In Barrow v. Hill, 13 How. 54, 14 L. Ed. 48 (1851), Chief Justice Taney said:

“It has been repeatedly decided in this court that a motion for the continuance of the cause addressed itself to the sound judicial discretion of the court, and its decision for or against the motion cannot be assigned as error in this court. The rule is so familiar in practice that it is unnecessary to refer to cases to prove it.”

In some of the later cases it was held that such decisions are not reviewable unless it clearly appears that there has been an abuse of the discretion. Isaacs v. United States, 159 U. S. 487, 16 Sup. Ct. 51, 40 L. Ed. 229 (1895).

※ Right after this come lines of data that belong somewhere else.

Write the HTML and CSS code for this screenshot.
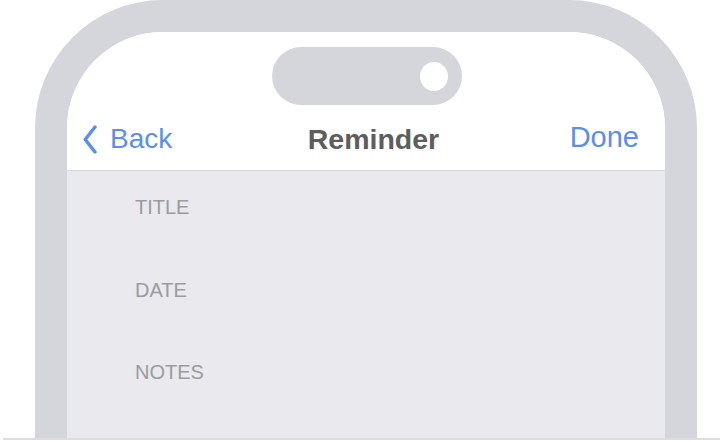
FILE: index.html
```html
<!DOCTYPE html>
<html>
<head>
<meta charset="utf-8">
<link rel="stylesheet" href="styles.css">
</head>
<body>
<div class="stage">
  <div class="phone">
    <div class="screen">
      <header class="nav">
        <div class="island"><span class="camera"></span></div>
        <div class="nav-row">
          <a class="back">
            <svg class="chevron" width="16" height="30" viewBox="0 0 16 30"><path d="M12 2 L2.2 14.5 L12 27" fill="none" stroke="#5b8fea" stroke-width="3.4" stroke-linecap="round" stroke-linejoin="round"/></svg>
            <span>Back</span>
          </a>
          <h1 class="title">Reminder</h1>
          <a class="done">Done</a>
        </div>
      </header>
      <main class="content">
        <div class="label">TITLE</div>
        <div class="label">DATE</div>
        <div class="label">NOTES</div>
      </main>
    </div>
  </div>
</div>
</body>
</html>
```

FILE: styles.css
```css
html, body {
  margin: 0;
  padding: 0;
  background: #ffffff;
}
body {
  font-family: "Liberation Sans", Arial, sans-serif;
}
.stage {
  margin-left: 3px;
  width: 717px;
  height: 438px;
  overflow: hidden;
  border-bottom: 2px solid #dddde1;
}
.phone {
  margin-left: 32px;
  width: 598px;
  height: 600px;
  border: 32px solid #d5d6db;
  border-bottom: none;
  border-radius: 128px 128px 0 0;
  overflow: hidden;
  background: #ffffff;
}
.screen {
  display: flex;
  flex-direction: column;
  height: 100%;
}
.nav {
  background: #ffffff;
  display: flex;
  flex-direction: column;
  align-items: center;
  padding-top: 15px;
  padding-bottom: 15px;
  border-bottom: 1px solid #d7d7dc;
}
.island {
  width: 190px;
  height: 58px;
  border-radius: 29px;
  background: #d5d6db;
  display: flex;
  align-items: center;
  justify-content: flex-end;
  padding-right: 14px;
  box-sizing: border-box;
  margin-left: 2px;
}
.camera {
  width: 28px;
  height: 29px;
  border-radius: 50%;
  background: #ffffff;
}
.nav-row {
  margin-top: 18px;
  align-self: stretch;
  display: flex;
  align-items: flex-start;
  justify-content: space-between;
  padding: 0 26px 0 16px;
  height: 32px;
}
.back {
  display: flex;
  align-items: flex-start;
  gap: 11px;
  color: #5b8fea;
  font-size: 28px;
  line-height: 32px;
}
.chevron {
  display: block;
  margin-top: 1.5px;
}
.title {
  margin: 0 0 0 5px;
  font-size: 28.5px;
  line-height: 32px;
  font-weight: 700;
  color: #5d5d5d;
}
.done {
  color: #5b8fea;
  font-size: 29px;
  line-height: 32px;
  margin-top: -2px;
}
.content {
  flex: 1;
  background: #e9e9ee;
  padding: 24px 0 0 68px;
  display: flex;
  flex-direction: column;
  gap: 58.5px;
}
.label {
  font-size: 20px;
  line-height: 24px;
  color: #9b9ba0;
}
```
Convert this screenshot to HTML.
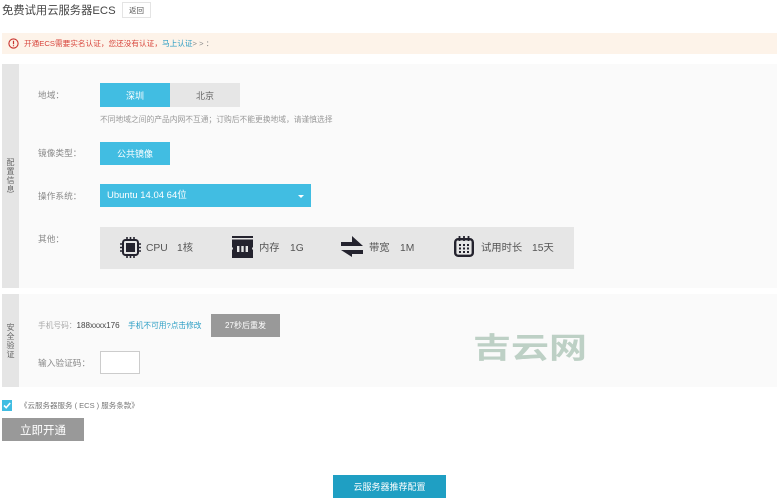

Therefore, even if this court has jurisdiction to review the decisions of the trial court complained of, and the statute respecting bills of exceptions be applicable thereto, still this court will not even under the modified rule above mentioned do more than determine from the record whether there has been a clear abuse by the trial court of its discretionary power to deny motions for continuances of the trials of causes.

After a careful consideration of the record in this cause it is clear that there has been no abuse by the trial court of its discretion in refusing to grant either of the motions made by the plaintiff in error for continuances.

There being no error in the record, the judgment of the court below will be affirmed.